Chargeability determines whether benefit payments are debited against the employer’s experience account. The reason for separation is the single most important factor in determining chargeability. Benefits paid following a bona fide layoff are generally chargeable, while separations due to misconduct or a voluntary quit without good cause are typically “non-charged.”

A voluntary quit is only disqualifying if the employee left without good cause attributable to the employer or the employment.

The employer must provide detailed documentation to the UIA to support a non-chargeable determination, such as attendance records or disciplinary warnings for misconduct cases. The burden of proof rests with the employer to demonstrate that the separation was disqualifying under the Michigan Employment Security Act.

The UIA uses Form UIA 1575, the Notice of Claim Filed and Request for Information, to notify the employer of a new claim. The employer’s response on this form dictates the initial eligibility decision and the subsequent chargeability determination.
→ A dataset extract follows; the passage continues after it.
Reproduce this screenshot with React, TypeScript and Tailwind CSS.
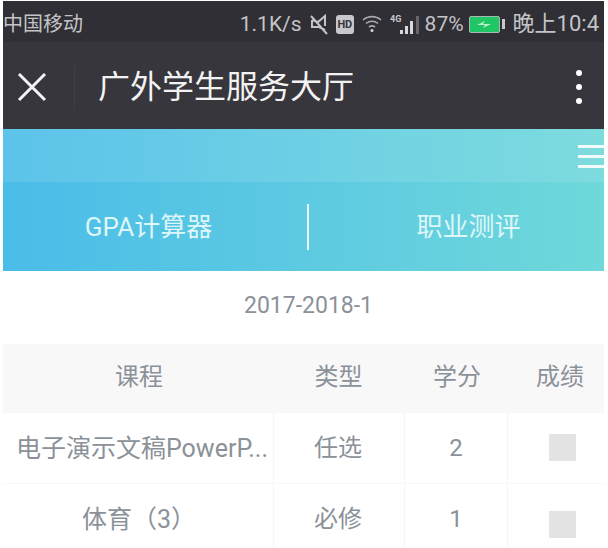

If the UIA issues an adverse determination, finding the former employee eligible or charging the benefits to the account, the employer maintains the right to protest the finding. The protest must be filed in writing through the MiWAM portal within 30 days of the mailing date of the determination notice.

The protest initiates a redetermination process by the UIA, where a different agency representative reviews the initial decision and all submitted evidence. If the redetermination confirms the adverse finding, the employer’s next step is to appeal the decision to an Administrative Law Judge (ALJ).

The appeal process before the ALJ involves a formal hearing where both parties present evidence and testimony. A successful protest results in the removal of benefit charges from the employer’s account, preserving a lower Chargeable Benefits Component for future tax years.